> **Aim of the task**:
Copy every line of the data that contains the string "draws".

> **Provided data**:
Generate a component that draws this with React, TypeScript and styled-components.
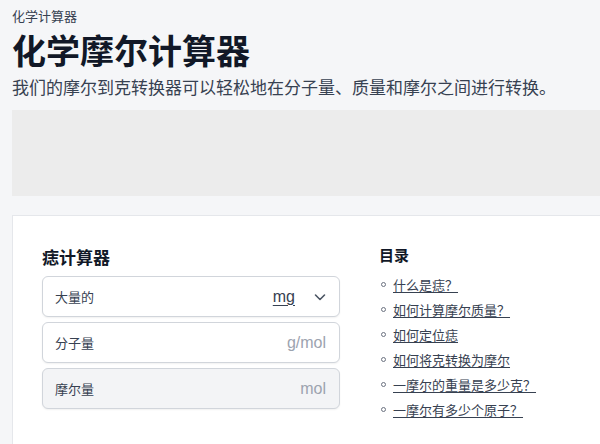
import React from "react";
import styled, { createGlobalStyle } from "styled-components";

const Global = createGlobalStyle`
  html, body { margin: 0; padding: 0; }
  body {
    background: #f5f6f8;
    font-family: "Noto Sans CJK SC", "Noto Sans", sans-serif;
    color: #111827;
    overflow: hidden;
    width: 600px;
    height: 444px;
  }
`;

const Page = styled.div`
  padding: 6px 0 0 12px;
  width: 640px;
`;

const Crumb = styled.div`
  font-size: 13px;
  line-height: 19px;
  color: #374151;
`;

const Title = styled.h1`
  margin: 0;
  font-size: 34px;
  line-height: 49px;
  font-weight: 700;
  color: #111827;
`;

const Lead = styled.p`
  margin: 0;
  font-size: 17px;
  line-height: 26px;
  color: #374151;
`;

const AdBox = styled.div`
  margin-top: 10px;
  height: 86px;
  background: #ececec;
`;

const Card = styled.div`
  margin-top: 19px;
  background: #fff;
  border: 1px solid #e5e7eb;
  border-right: none;
  padding: 28px 0 40px 29px;
  display: flex;
  gap: 39px;
`;

const Calc = styled.div`
  width: 298px;
  display: flex;
  flex-direction: column;
`;

const CalcTitle = styled.h2`
  margin: 0 0 7px;
  font-size: 17px;
  line-height: 25px;
  font-weight: 700;
  color: #111827;
`;

const Field = styled.div<{ $disabled?: boolean }>`
  height: 41px;
  box-sizing: border-box;
  border: 1.5px solid #d1d5db;
  border-radius: 6px;
  background: ${(p) => (p.$disabled ? "#f3f4f6" : "#fff")};
  box-shadow: 0 1px 2px rgba(0, 0, 0, 0.06);
  display: flex;
  align-items: center;
  padding: 0 13px 0 12px;
  margin-bottom: 5px;
`;

const Label = styled.span`
  font-size: 13px;
  color: #374151;
  flex: 1;
`;

const Unit = styled.span`
  font-family: "Liberation Sans", Arial, sans-serif;
  font-size: 16px;
  color: #9ca3af;
`;

const UnitSelect = styled.span`
  font-family: "Liberation Sans", Arial, sans-serif;
  font-size: 16px;
  color: #374151;
  text-decoration: underline;
  text-underline-offset: 3px;
  text-decoration-thickness: 1px;
  margin-right: 19px;
`;

const Toc = styled.nav`
  padding-top: 0;
`;

const TocTitle = styled.h3`
  margin: 0 0 6px;
  font-size: 15px;
  line-height: 22px;
  font-weight: 700;
  color: #111827;
`;

const TocList = styled.ul`
  margin: 0;
  padding: 0;
  list-style: none;
`;

const TocItem = styled.li`
  display: flex;
  align-items: center;
  height: 25px;
  font-size: 13px;
  color: #374151;
  &::before {
    content: "";
    width: 3px;
    height: 3px;
    border: 1px solid #6b7280;
    border-radius: 50%;
    margin: 0 7px 0 2px;
  }
`;

const TocLink = styled.a`
  color: #374151;
  text-decoration: underline;
  text-underline-offset: 2px;
`;

const Chevron = () => (
  <svg width="12" height="12" viewBox="0 0 12 12" fill="none">
    <path d="M1.5 4l4.5 4.5L10.5 4" stroke="#4b5563" strokeWidth="1.6" strokeLinecap="round" strokeLinejoin="round" />
  </svg>
);

const tocItems = [
  "什么是痣？",
  "如何计算摩尔质量？",
  "如何定位痣",
  "如何将克转换为摩尔",
  "一摩尔的重量是多少克？",
  "一摩尔有多少个原子？",
];

export default function App() {
  return (
    <>
      <Global />
      <Page>
        <Crumb>化学计算器</Crumb>
        <Title>化学摩尔计算器</Title>
        <Lead>我们的摩尔到克转换器可以轻松地在分子量、质量和摩尔之间进行转换。</Lead>
        <AdBox />
        <Card>
          <Calc>
            <CalcTitle>痣计算器</CalcTitle>
            <Field>
              <Label>大量的</Label>
              <UnitSelect>mg</UnitSelect>
              <Chevron />
            </Field>
            <Field>
              <Label>分子量</Label>
              <Unit>g/mol</Unit>
            </Field>
            <Field $disabled>
              <Label>摩尔量</Label>
              <Unit>mol</Unit>
            </Field>
          </Calc>
          <Toc>
            <TocTitle>目录</TocTitle>
            <TocList>
              {tocItems.map((t) => (
                <TocItem key={t}>
                  <TocLink href="#">{t}</TocLink>
                </TocItem>
              ))}
            </TocList>
          </Toc>
        </Card>
      </Page>
    </>
  );
}
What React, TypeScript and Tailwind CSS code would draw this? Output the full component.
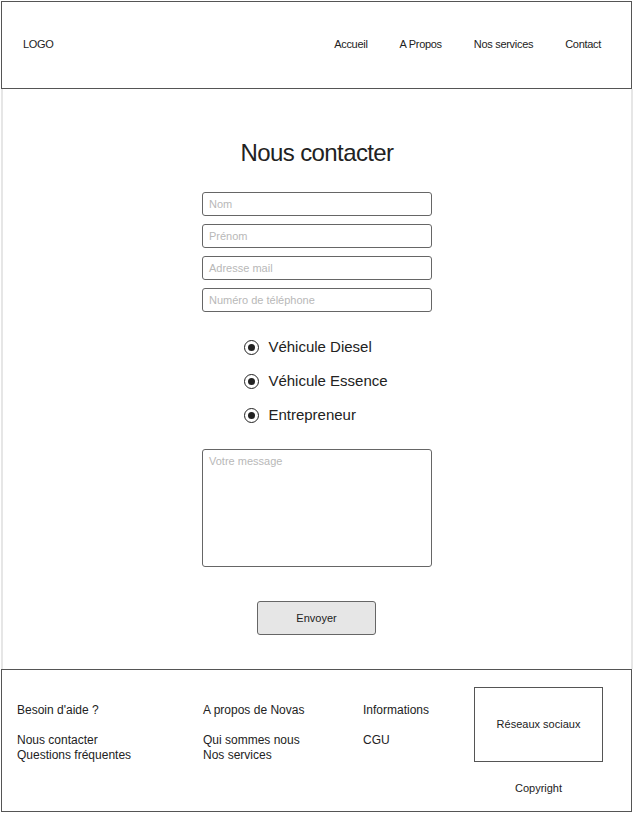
import React from "react";

const font = { fontFamily: '"Liberation Sans", Arial, sans-serif' } as React.CSSProperties;

function Radio({ label }: { label: string }) {
  return (
    <div className="flex items-center h-[20px]">
      <span className="w-[15px] h-[15px] rounded-full border-[1.5px] border-[#222] flex items-center justify-center">
        <span className="w-[7px] h-[7px] rounded-full bg-[#222]" />
      </span>
      <span className="ml-[9px] text-[15px] text-[#222] leading-[20px]">{label}</span>
    </div>
  );
}

function Field({ ph }: { ph: string }) {
  return (
    <div className="w-[230px] h-[24px] border border-[#666] rounded-[3px] flex items-center pl-[6px] text-[11px] text-[#b8b8b8]">
      {ph}
    </div>
  );
}

export default function App() {
  return (
    <div className="w-[633px] h-[813px] bg-white" style={font}>
      <header className="ml-px mt-px w-[631px] h-[88px] border border-[#555] flex items-center justify-between pl-[21px] pr-[30px] pb-[2px] text-[11px] text-[#222]">
        <span className="tracking-[-0.3px]">LOGO</span>
        <nav className="flex gap-[32px] tracking-[-0.3px]">
          <span>Accueil</span>
          <span>A Propos</span>
          <span>Nos services</span>
          <span>Contact</span>
        </nav>
      </header>
      <main className="ml-px w-[632px] h-[580px] border-x-2 border-[#e6e6e6] flex flex-col items-center">
        <h1 className="mt-[50px] text-[24px] leading-[28px] text-[#222] tracking-[-0.6px]">Nous contacter</h1>
        <div className="mt-[25px] flex flex-col gap-[8px]">
          <Field ph="Nom" />
          <Field ph="Prénom" />
          <Field ph="Adresse mail" />
          <Field ph="Numéro de téléphone" />
        </div>
        <div className="mt-[25px] flex flex-col gap-[14px] mr-[2px]">
          <Radio label="Véhicule Diesel" />
          <Radio label="Véhicule Essence" />
          <Radio label="Entrepreneur" />
        </div>
        <div className="mt-[24px] w-[230px] h-[118px] border border-[#666] rounded-[3px] pl-[6px] pt-[3px] text-[11px] text-[#b8b8b8]">
          Votre message
        </div>
        <button className="mt-[34px] -ml-[1px] w-[119px] h-[34px] bg-[#e6e6e6] border border-[#666] rounded-[3px] text-[11px] text-[#222]">
          Envoyer
        </button>
      </main>
      <footer className="ml-px w-[631px] h-[143px] border border-[#555] flex text-[12px] text-[#222] leading-[15px]">
        <div className="w-[201px] pl-[15px] pt-[33px]">
          <div>Besoin d'aide ?</div>
          <div className="mt-[15px]">Nous contacter</div>
          <div>Questions fréquentes</div>
        </div>
        <div className="w-[160px] pt-[33px]">
          <div>A propos de Novas</div>
          <div className="mt-[15px]">Qui sommes nous</div>
          <div>Nos services</div>
        </div>
        <div className="w-[111px] pt-[33px]">
          <div>Informations</div>
          <div className="mt-[15px]">CGU</div>
        </div>
        <div className="w-[129px] pt-[17px] flex flex-col items-center">
          <div className="w-[129px] h-[75px] border border-[#555] flex items-center justify-center text-[11px]">
            Réseaux sociaux
          </div>
          <div className="mt-[19px] text-[11px]">Copyright</div>
        </div>
      </footer>
    </div>
  );
}
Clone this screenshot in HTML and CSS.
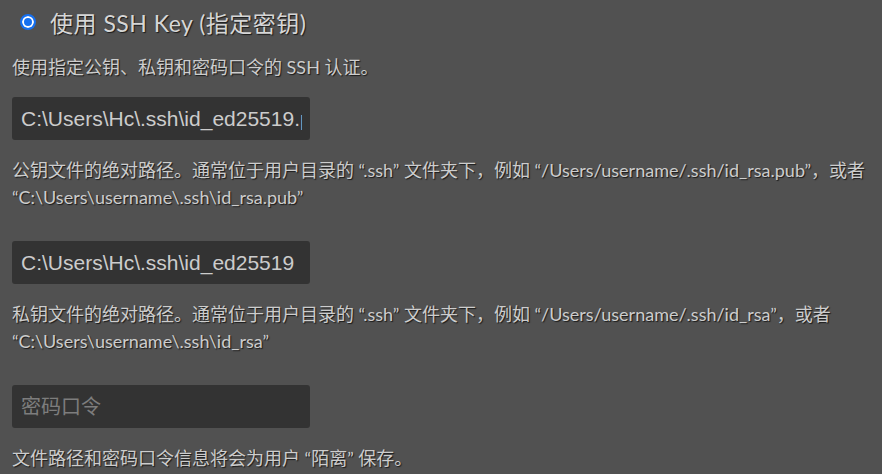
FILE: index.html
```html
<!DOCTYPE html>
<html lang="zh-CN">
<head>
<meta charset="utf-8">
<title>SSH Key</title>
<link rel="stylesheet" href="styles.css">
</head>
<body>
<div class="panel">
  <label class="option">
    <span class="radio"></span>
    <span class="option-title">使用 SSH Key (指定密钥)</span>
  </label>
  <p class="desc first">使用指定公钥、私钥和密码口令的 SSH 认证。</p>

  <div class="field">
    <input class="text-input" type="text" value="C:\Users\Hc\.ssh\id_ed25519.pub" readonly>
    <p class="desc">公钥文件的绝对路径。通常位于用户目录的 “.ssh” 文件夹下，例如 “/Users/username/.ssh/id_rsa.pub”，或者 “C:\Users\username\.ssh\id_rsa.pub”</p>
  </div>

  <div class="field">
    <input class="text-input" type="text" value="C:\Users\Hc\.ssh\id_ed25519" readonly>
    <p class="desc">私钥文件的绝对路径。通常位于用户目录的 “.ssh” 文件夹下，例如 “/Users/username/.ssh/id_rsa”，或者 “C:\Users\username\.ssh\id_rsa”</p>
  </div>

  <div class="field last">
    <input class="text-input" type="password" placeholder="密码口令">
    <p class="desc">文件路径和密码口令信息将会为用户 “陌离” 保存。</p>
  </div>
</div>
</body>
</html>
```

FILE: styles.css
```css
html, body {
  margin: 0;
  padding: 0;
  background: #515151;
}

.panel {
  padding: 0 4px 0 12px;
  font-family: "Lato", "Noto Sans CJK SC", sans-serif;
  color: #cdcdcd;
  text-shadow: 1px 1px 1px #1a1a1a;
}

.option {
  display: flex;
  align-items: center;
  height: 44px;
  gap: 14px;
  padding-left: 8px;
}

.radio {
  flex: none;
  width: 16px;
  height: 16px;
  border-radius: 50%;
  box-sizing: border-box;
  background: #1670f0;
  border: 2px solid #1670f0;
  box-shadow: inset 0 0 0 2px #ffffff;
  text-shadow: none;
}

.option-title {
  font-size: 23px;
  letter-spacing: 0.5px;
  color: #d6d6d6;
}

.desc {
  margin: 0;
  font-size: 18px;
  line-height: 27px;
}

.desc.first {
  margin-top: 10px;
  margin-bottom: 16px;
}

.field {
  margin-bottom: 30px;
}

.field.last {
  margin-bottom: 0;
}

.text-input {
  display: block;
  box-sizing: border-box;
  width: 298px;
  height: 43px;
  margin: 0 0 17px 0;
  padding: 0 8px 0 9px;
  border: none;
  border-radius: 3px;
  background: #333333;
  color: #cccccc;
  font-family: "Liberation Sans", Arial, sans-serif;
  font-size: 21px;
  outline: none;
  text-shadow: none;
}

.text-input::placeholder {
  color: #7d7d7d;
  font-family: "Noto Sans CJK SC", sans-serif;
  font-size: 20px;
}
```
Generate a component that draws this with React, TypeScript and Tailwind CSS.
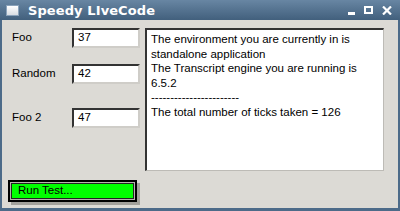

> **Exercise answer**:
Generate a component that draws this with React, TypeScript and styled-components.
Generate a component that draws this with React, TypeScript and Tailwind CSS.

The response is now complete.